_WHAT YOU NEED TO DO_
Copy exactly, and only, the lines below from the first through the one containing "import React from", both included; pictures are omitted.

=== EXTRACTED DATA ===

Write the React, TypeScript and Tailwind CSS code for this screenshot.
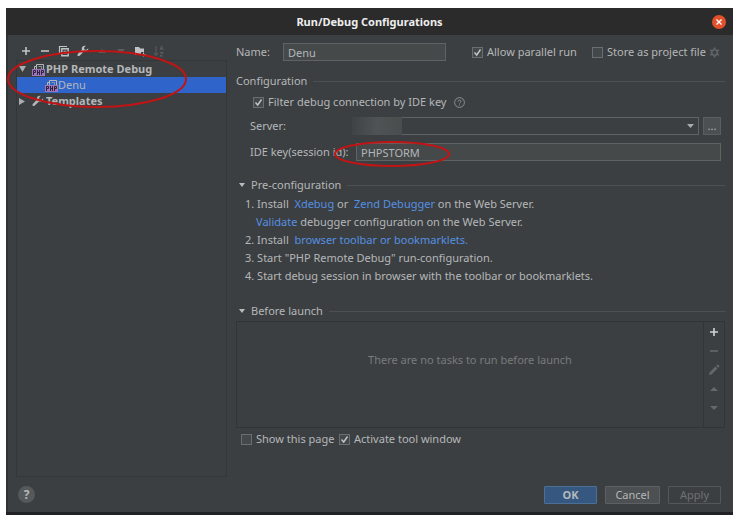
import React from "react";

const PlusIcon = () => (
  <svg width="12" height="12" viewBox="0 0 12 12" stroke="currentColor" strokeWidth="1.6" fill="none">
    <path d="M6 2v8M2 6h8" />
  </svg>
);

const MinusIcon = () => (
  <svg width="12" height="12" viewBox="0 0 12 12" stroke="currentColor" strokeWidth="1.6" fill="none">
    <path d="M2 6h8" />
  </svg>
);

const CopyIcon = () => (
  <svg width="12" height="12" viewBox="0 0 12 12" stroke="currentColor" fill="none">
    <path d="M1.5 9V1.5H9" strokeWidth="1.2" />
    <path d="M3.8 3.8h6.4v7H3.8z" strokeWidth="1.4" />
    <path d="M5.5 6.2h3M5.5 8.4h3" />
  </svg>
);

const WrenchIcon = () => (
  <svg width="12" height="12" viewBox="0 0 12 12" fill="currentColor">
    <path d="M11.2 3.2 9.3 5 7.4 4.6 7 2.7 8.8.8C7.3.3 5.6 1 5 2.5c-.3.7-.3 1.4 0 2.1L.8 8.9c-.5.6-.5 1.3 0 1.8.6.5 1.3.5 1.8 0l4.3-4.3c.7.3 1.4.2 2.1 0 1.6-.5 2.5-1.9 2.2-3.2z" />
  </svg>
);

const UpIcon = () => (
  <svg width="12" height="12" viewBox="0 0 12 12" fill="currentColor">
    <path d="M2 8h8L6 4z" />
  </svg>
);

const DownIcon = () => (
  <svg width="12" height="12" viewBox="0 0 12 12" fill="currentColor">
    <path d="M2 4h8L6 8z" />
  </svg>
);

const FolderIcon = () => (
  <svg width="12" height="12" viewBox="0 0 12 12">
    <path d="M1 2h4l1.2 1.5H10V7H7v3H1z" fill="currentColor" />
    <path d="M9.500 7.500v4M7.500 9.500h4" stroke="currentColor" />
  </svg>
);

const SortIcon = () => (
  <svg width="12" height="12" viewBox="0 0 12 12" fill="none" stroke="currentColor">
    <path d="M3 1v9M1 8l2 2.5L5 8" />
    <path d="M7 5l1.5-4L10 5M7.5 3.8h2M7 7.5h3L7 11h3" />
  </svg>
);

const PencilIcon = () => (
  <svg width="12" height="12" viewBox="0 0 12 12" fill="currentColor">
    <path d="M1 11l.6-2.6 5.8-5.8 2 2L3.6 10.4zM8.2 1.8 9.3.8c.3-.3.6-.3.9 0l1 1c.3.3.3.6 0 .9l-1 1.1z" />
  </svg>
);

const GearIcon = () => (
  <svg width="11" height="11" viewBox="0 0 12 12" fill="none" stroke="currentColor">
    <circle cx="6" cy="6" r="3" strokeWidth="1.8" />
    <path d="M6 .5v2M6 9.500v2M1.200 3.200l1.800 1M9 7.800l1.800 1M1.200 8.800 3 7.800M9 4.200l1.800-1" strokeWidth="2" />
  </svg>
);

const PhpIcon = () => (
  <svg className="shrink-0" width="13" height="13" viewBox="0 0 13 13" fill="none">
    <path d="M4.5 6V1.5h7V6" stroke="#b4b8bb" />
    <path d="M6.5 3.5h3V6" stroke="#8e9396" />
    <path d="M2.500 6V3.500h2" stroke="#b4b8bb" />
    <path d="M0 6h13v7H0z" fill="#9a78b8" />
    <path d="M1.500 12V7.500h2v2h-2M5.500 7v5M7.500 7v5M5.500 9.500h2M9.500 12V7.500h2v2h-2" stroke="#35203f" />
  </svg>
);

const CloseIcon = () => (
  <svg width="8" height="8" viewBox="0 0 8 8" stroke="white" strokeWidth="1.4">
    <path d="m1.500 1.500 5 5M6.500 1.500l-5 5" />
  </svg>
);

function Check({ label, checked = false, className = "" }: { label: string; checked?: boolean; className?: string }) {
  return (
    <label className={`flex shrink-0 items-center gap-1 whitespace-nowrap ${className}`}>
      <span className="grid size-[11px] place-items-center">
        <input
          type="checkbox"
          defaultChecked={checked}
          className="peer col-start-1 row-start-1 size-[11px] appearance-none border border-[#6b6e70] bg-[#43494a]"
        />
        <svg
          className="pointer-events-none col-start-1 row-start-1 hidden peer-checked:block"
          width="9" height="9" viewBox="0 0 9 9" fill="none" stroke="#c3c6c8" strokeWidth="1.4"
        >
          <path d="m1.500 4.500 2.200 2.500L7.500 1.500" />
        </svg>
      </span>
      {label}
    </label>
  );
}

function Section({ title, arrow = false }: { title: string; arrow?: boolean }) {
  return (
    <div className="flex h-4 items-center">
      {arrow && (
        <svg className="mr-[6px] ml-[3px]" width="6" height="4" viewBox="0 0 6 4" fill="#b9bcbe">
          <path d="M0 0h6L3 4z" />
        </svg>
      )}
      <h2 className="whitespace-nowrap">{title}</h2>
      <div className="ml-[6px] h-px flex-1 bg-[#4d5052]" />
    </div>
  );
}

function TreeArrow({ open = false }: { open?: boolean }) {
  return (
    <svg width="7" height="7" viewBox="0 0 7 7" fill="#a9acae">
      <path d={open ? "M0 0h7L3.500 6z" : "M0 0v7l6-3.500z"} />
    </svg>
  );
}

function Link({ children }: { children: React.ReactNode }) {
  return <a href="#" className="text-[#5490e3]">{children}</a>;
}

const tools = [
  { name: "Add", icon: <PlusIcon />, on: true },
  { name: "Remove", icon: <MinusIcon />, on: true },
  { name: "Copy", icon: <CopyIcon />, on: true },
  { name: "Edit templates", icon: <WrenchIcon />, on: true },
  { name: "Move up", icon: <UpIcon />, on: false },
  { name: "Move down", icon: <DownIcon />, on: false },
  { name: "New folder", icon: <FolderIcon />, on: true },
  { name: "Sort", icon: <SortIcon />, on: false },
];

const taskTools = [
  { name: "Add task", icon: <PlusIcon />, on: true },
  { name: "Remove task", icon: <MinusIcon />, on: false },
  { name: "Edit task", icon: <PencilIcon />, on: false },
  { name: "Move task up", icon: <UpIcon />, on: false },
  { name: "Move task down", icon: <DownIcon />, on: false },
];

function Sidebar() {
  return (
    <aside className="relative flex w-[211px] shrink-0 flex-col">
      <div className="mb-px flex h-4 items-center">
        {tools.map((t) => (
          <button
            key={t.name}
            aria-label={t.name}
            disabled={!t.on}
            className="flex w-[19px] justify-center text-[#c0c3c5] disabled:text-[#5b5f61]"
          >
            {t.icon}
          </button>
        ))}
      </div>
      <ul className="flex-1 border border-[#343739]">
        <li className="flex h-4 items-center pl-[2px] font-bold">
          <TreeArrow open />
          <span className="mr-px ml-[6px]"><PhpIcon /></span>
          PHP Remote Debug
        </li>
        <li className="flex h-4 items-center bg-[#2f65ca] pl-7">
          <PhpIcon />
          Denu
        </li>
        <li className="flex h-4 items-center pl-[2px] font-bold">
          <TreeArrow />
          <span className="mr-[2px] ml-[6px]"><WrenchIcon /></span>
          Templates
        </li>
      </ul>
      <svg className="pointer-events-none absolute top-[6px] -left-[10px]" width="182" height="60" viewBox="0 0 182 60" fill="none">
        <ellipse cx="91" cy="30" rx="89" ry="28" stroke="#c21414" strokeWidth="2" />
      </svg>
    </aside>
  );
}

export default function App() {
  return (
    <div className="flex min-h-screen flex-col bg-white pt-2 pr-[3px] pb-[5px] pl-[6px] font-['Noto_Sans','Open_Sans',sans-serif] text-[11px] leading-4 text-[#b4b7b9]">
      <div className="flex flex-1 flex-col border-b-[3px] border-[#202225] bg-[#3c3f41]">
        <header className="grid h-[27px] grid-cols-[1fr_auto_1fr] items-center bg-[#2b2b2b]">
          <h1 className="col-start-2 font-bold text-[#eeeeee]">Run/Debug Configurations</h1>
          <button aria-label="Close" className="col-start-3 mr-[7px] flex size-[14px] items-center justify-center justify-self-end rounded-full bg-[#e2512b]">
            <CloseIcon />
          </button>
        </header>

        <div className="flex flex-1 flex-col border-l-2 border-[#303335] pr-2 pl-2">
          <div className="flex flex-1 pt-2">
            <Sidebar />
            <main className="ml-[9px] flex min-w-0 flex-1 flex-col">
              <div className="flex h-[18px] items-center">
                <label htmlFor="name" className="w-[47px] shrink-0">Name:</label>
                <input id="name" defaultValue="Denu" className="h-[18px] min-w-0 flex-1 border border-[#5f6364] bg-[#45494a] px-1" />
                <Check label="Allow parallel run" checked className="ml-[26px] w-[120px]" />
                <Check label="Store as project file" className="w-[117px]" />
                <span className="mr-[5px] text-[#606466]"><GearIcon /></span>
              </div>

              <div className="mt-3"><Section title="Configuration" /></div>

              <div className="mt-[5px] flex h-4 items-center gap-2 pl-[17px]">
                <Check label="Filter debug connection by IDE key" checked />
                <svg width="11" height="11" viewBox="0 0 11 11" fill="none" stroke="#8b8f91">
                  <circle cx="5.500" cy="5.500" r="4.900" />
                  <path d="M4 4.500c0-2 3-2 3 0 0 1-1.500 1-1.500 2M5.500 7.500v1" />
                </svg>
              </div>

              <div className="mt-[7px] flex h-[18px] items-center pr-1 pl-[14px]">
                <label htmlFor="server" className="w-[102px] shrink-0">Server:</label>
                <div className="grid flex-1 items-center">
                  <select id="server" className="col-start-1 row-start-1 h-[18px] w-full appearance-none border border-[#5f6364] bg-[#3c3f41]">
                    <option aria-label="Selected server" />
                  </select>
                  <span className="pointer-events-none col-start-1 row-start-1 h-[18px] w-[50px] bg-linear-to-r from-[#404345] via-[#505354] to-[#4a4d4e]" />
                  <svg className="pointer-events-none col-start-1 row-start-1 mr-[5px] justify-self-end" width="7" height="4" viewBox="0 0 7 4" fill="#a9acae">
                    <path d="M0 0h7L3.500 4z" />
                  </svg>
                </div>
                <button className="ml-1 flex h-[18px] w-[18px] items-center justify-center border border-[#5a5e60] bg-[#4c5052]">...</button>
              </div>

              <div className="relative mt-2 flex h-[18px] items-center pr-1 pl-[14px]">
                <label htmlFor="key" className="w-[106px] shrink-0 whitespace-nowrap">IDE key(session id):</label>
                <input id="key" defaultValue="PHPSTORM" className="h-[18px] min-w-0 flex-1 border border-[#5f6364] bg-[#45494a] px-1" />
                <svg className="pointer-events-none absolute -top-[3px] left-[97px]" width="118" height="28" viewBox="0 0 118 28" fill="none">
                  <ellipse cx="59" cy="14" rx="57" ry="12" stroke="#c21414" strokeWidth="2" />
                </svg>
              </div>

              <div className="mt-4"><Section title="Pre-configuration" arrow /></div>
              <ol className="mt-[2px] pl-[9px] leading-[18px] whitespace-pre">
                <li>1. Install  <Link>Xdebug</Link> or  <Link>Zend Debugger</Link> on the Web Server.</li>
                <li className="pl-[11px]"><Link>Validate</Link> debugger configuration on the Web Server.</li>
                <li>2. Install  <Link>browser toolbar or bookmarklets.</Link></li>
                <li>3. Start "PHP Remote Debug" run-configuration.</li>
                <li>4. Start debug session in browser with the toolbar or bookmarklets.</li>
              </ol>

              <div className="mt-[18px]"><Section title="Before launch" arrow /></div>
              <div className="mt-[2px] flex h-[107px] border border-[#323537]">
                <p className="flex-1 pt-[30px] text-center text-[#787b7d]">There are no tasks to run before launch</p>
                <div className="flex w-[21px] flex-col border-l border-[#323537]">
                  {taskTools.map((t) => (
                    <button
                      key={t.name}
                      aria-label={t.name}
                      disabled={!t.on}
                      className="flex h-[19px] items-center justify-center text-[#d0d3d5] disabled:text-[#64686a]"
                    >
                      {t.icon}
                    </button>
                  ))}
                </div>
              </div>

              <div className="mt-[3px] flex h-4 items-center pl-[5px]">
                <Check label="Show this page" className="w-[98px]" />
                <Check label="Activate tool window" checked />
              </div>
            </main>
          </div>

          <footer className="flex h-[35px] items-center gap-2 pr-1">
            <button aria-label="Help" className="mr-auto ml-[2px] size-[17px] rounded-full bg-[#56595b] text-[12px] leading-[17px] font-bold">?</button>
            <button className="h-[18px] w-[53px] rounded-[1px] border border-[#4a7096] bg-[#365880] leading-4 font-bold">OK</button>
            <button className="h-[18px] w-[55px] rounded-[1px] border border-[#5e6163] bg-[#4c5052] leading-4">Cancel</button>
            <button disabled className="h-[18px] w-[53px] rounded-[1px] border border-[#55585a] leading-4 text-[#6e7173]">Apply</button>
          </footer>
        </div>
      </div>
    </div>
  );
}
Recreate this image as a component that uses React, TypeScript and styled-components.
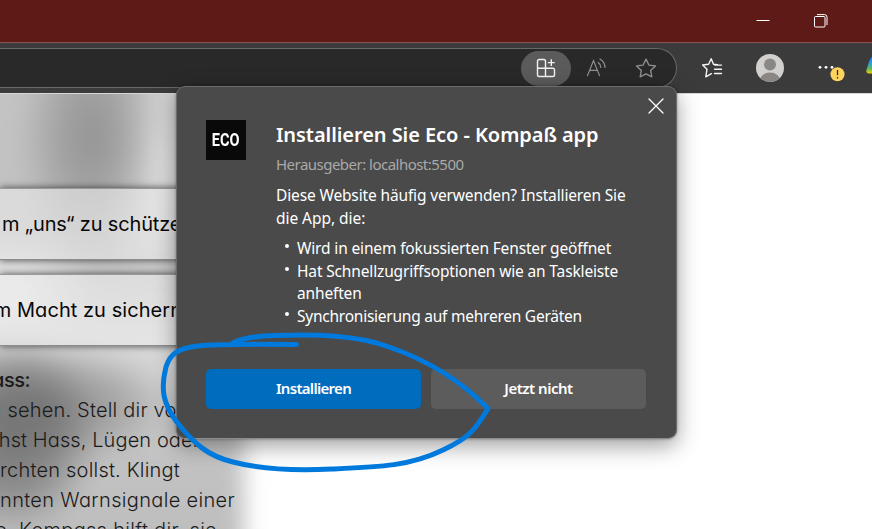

===

_EXERCISE RESPONSE_
Write the React, TypeScript and Tailwind CSS code for this screenshot.
import React from "react";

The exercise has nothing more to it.